July 2010


Along the wooded buffer of Little Crum Creek, a variety of fireflies quietly rise and fall, their glows beckoning like distant buoys on waves of humid summer night.

Out in Lancaster, a journalist sees children toting a jiffy jar full of fireflies through the darkness “like a Lite-Brite set.”

“And on dark summer nights,” writes a reporter from the Inquirer in a New Jersey garden, “lightning bugs blink in the bamboo like electric confetti.”

Whatever associations we might import, these remarkable creatures quietly carry on in their very own way and place.


Unidentified firefly along LCC.

Around here they include the Pennsylvania lightning bug (photuris pennsylvanica), our state insect.

These little beetles communicate with light, either signaling mates or warning predators, and therefore prefer dark places like the dimming woodland where males and females vie for one another’s attention.  Successful females plant eggs amid rotting ground debris where larvae hatch to feed on slugs, worms, and insects all summer long.  Come fall, the larvae burrow underground for a further transformation into pupae.
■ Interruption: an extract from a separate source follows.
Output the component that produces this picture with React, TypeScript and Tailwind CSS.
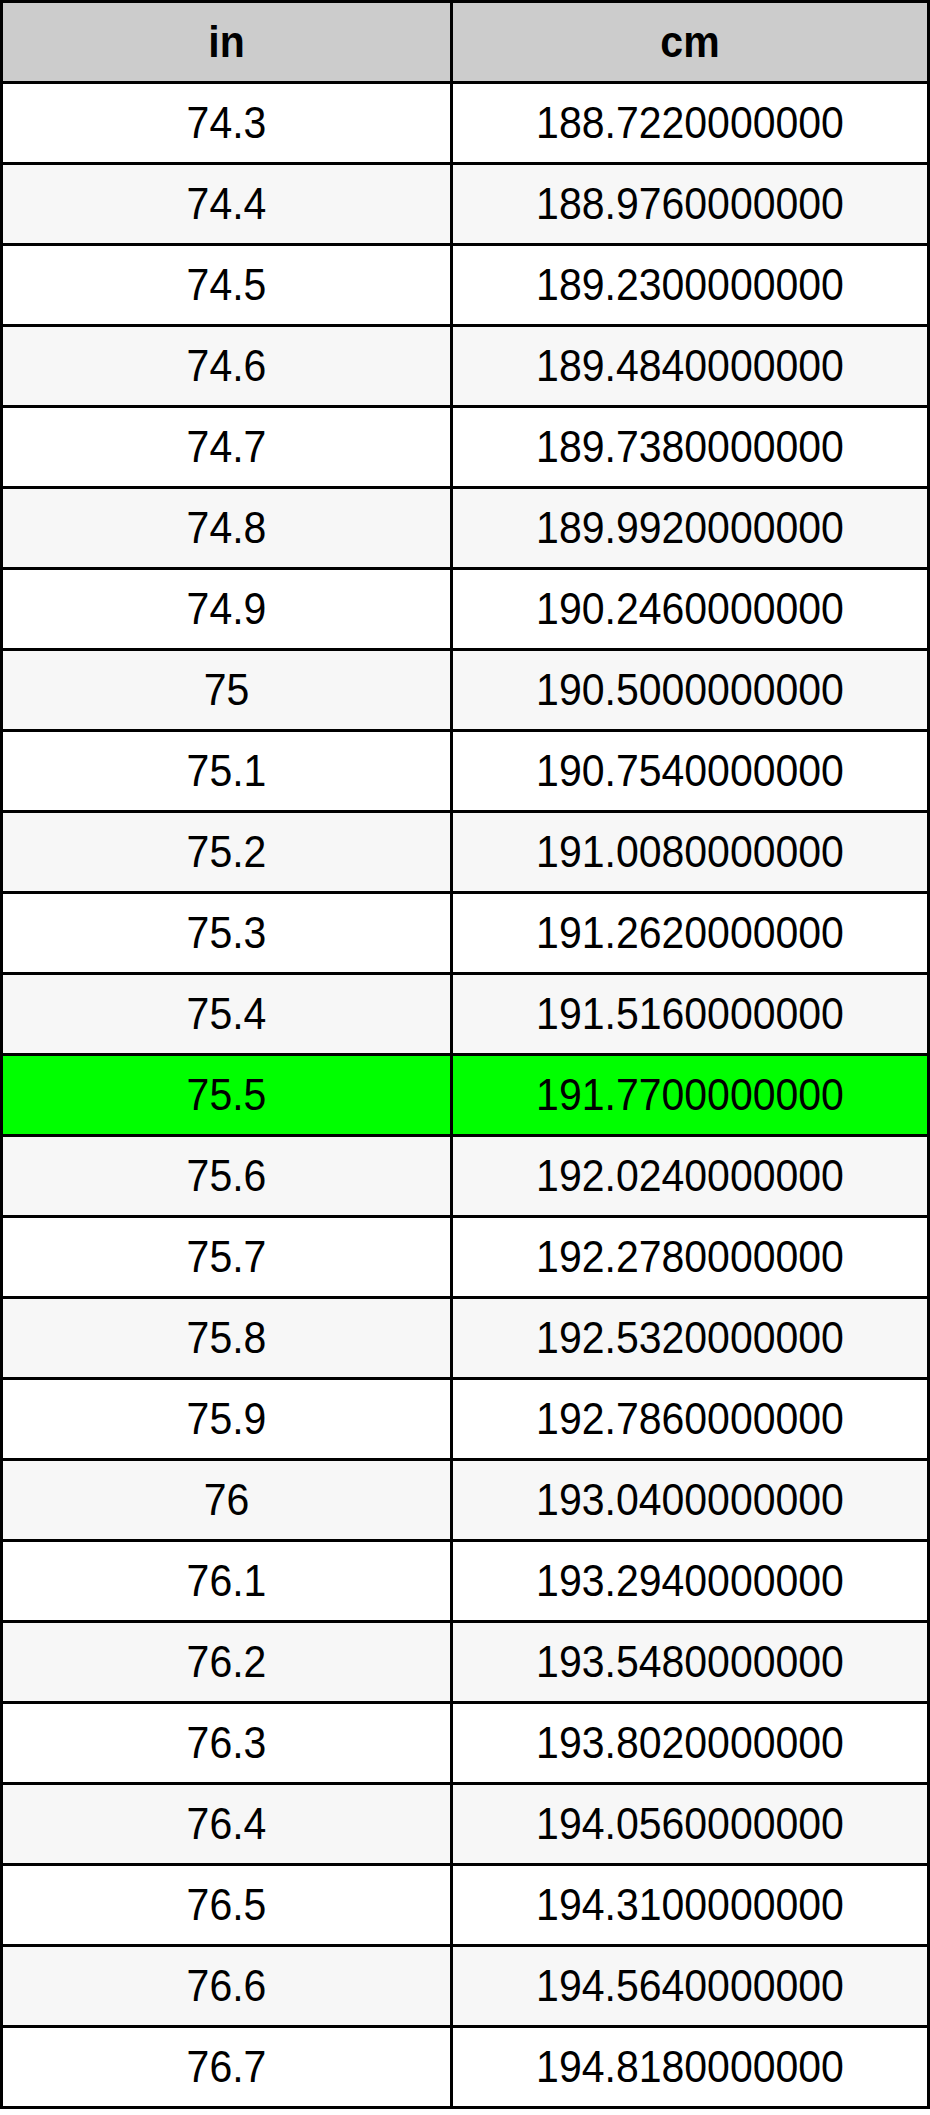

Fully developed adults emerge the following summer, maybe sooner, to illuminate the night as their parents had the previous year.
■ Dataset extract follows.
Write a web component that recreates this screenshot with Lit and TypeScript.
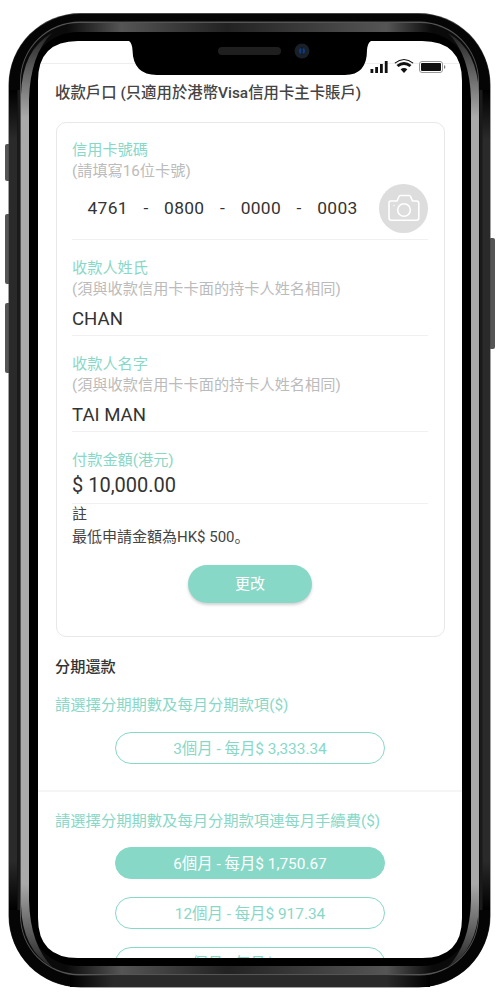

One night this year in the middle of May, the first golden flecks of light appeared on the Little Crum floor.  A few weeks later, these lights filled the air. From tree tops down, they silently beckoned everywhere.  The nocturnal soundscape of rustling, mewing, and buzzing critters, ever-bathed in the gurgling blather of the creek’s rocky shallow, was suddenly suffused with the slowing, quieting flight of fireflies.

I know another place, far away, whose fireflies hatch only from the cleanest water.  The mountain night is dark.  The fireflies, large.  Their slowly glowing lights are trailing and bright. They are also brief, lasting as short as two weeks some summers.  At other times of the year, folks might mark a poignant moment together with sentimental songs about the firefly’s impermanence.  But during the brief window of time when these hotaru fly, many will set aside their evening hours to simply sit and witness these silent lights by the streamside.

This is the news.

This is a tradition we might keep all season long beside Little Crum Creek.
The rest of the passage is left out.